Re: Seeking God's will in physical phenomena

From: Ted Davis <>
Date: Fri Dec 09 2005 - 13:22:27 EST

>>> <> 12/09/05 12:32 PM >>>Karl writes:
  The traditional concept of providence indicates that God can and does
work in nature. So while nature and supernature can be distinguished, they
are interrelated (which is probably no better a word that artificial, but
hopefully you get my drift). If I understand them correctly, Eastern
Orthodox especially emphasize the closeness of nature and supernature. Thus
I find it astounding that Dembski claims to feel close attachment to
Orthodoxy (as per a quote that someone posted on this list a few weeks

Ted comments:
I have it on good authority (Bill Dembski himself in an email that I have
on file) that Bill's involvement with Eastern Orthodoxy was short-lived.
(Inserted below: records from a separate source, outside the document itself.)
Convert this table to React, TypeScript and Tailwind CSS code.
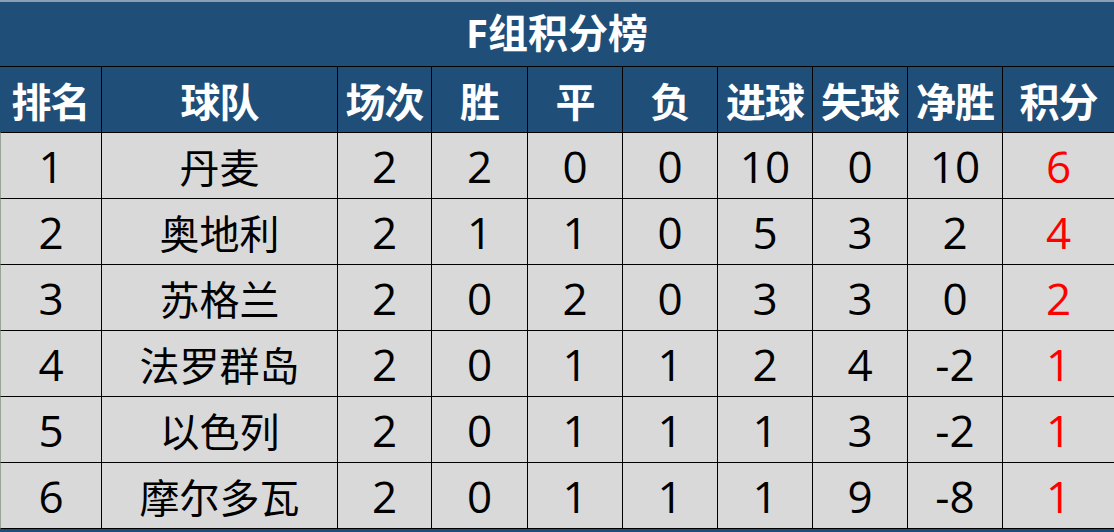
const columns = ["排名", "球队", "场次", "胜", "平", "负", "进球", "失球", "净胜", "积分"];

const rows: (string | number)[][] = [
  [1, "丹麦", 2, 2, 0, 0, 10, 0, 10, 6],
  [2, "奥地利", 2, 1, 1, 0, 5, 3, 2, 4],
  [3, "苏格兰", 2, 0, 2, 0, 3, 3, 0, 2],
  [4, "法罗群岛", 2, 0, 1, 1, 2, 4, -2, 1],
  [5, "以色列", 2, 0, 1, 1, 1, 3, -2, 1],
  [6, "摩尔多瓦", 2, 0, 1, 1, 1, 9, -8, 1],
];

const grid = "grid grid-cols-[101px_236px_94px_96px_95px_95px_95px_95px_95px_112px]";

export default function App() {
  return (
    <div className="w-[1114px] h-[532px] overflow-hidden bg-[#1f4e78] font-['Open_Sans','Noto_Sans_CJK_SC',sans-serif]">
      {/* title */}
      <div className="h-[66px] border-t-2 border-[#8d9fb3] flex items-center justify-center text-white text-[40px] font-bold leading-none pb-[2px]">
        F组积分榜
      </div>

      {/* header */}
      <div className={grid}>
        {columns.map((c, i) => (
          <div
            key={c}
            className={`h-[66px] border-t border-black flex items-center justify-center text-white text-[40px] font-bold leading-none font-['Noto_Sans_CJK_SC',sans-serif] tracking-[-1px] ${i > 0 ? "border-l" : ""}`}
          >
            {c}
          </div>
        ))}
      </div>

      {/* body */}
      {rows.map((r, ri) => (
        <div key={ri} className={grid}>
          {r.map((v, i) => (
            <div
              key={i}
              className={`h-[66px] bg-[#d9d9d9] border-t border-black flex items-center justify-center leading-none ${
                i > 0 ? "border-l" : "border-l border-l-[#9aa39a]"
              } ${ri === rows.length - 1 ? "h-[67px] border-b" : ""} ${
                i === 1 ? "text-[40px] font-['Noto_Sans_CJK_SC',sans-serif]" : "text-[44px]"
              } ${i === 9 ? "text-[#ff0000]" : "text-black"}`}
            >
              {v}
            </div>
          ))}
        </div>
      ))}
    </div>
  );
}
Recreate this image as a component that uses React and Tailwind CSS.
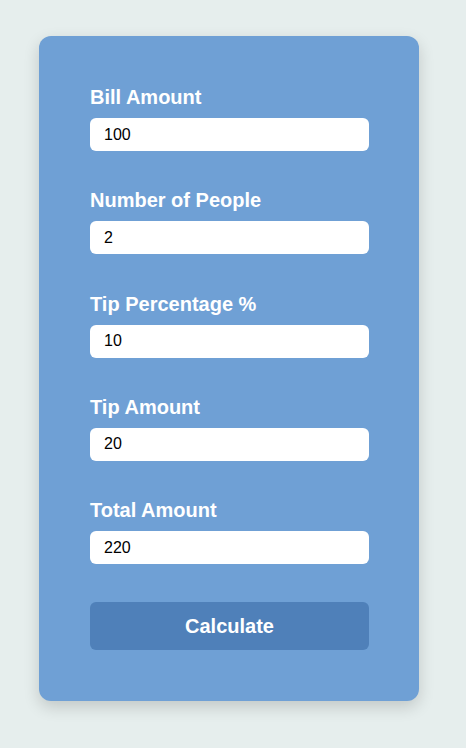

He
regards his present association with the SBC as much closer to his present
views, and also to the views he held before briefly being involved with the
Orthodox communion.

As for Orthodoxy, I've been learning a lot about that tradition lately, b/c
I recently completed a lengthy essay giving the intellectual and spiritual
biography of a leading Serbian Orthodox scientist, Michael Idvorsky Pupin.
He was president of the AAAS in the year of the Scopes trial. I would never
say that I know a lot about that tradition, not even a lot about how
Orthodox thinkers view science and the theology of creation. But there is a
certain "closeness" of nature and supernature in that tradition. Here's an
example: the liturgy performed at every Orthodox church every Sunday, has as
a primary purpose the reenactment or envisioning (not sure which word is
more accurate to their understanding) of what is going on in heaven, right
now. That is the reason for the stress on the beauty of the
experience--aetherial music (think here of the great Russian anthem,
"Salvation is Created" or the church music of Rachmaninoff), pleasant aromas
(from incense), and lots of gold all over the place (gold in icon painting
indicates that the icon is literally a window into heaven, through which the
believer perceives the heavenly glory as an aid to worship).
Heaven/supernature is right here, right now--or at least just around the

The Pupin essay will be published sometime next year, in an encyclopedia
called "Eminent Lives in Twentieth Century Science and Religion," ed.
Nicolaas Rupke, an historian of science at Gottingen. (I hope also to have
one on Robert Millikan in the next volume, but I'm not making a lot of
progress on that right now.) Pupin is not well known today, but 80 years
ago he was literally a household name--his Pulitzer prize winning
autobiography was abridged for use in American schools, and people thought
of him every time they made long distance phone calls--he invented
"pupinisation" as they called it in Europe, the theory and practice of
loading transmission lines with inductance coils to make it possible to call
more than a dozen miles away. They used to say that Bell invented the
telephone, but Pupin invented long distance calling.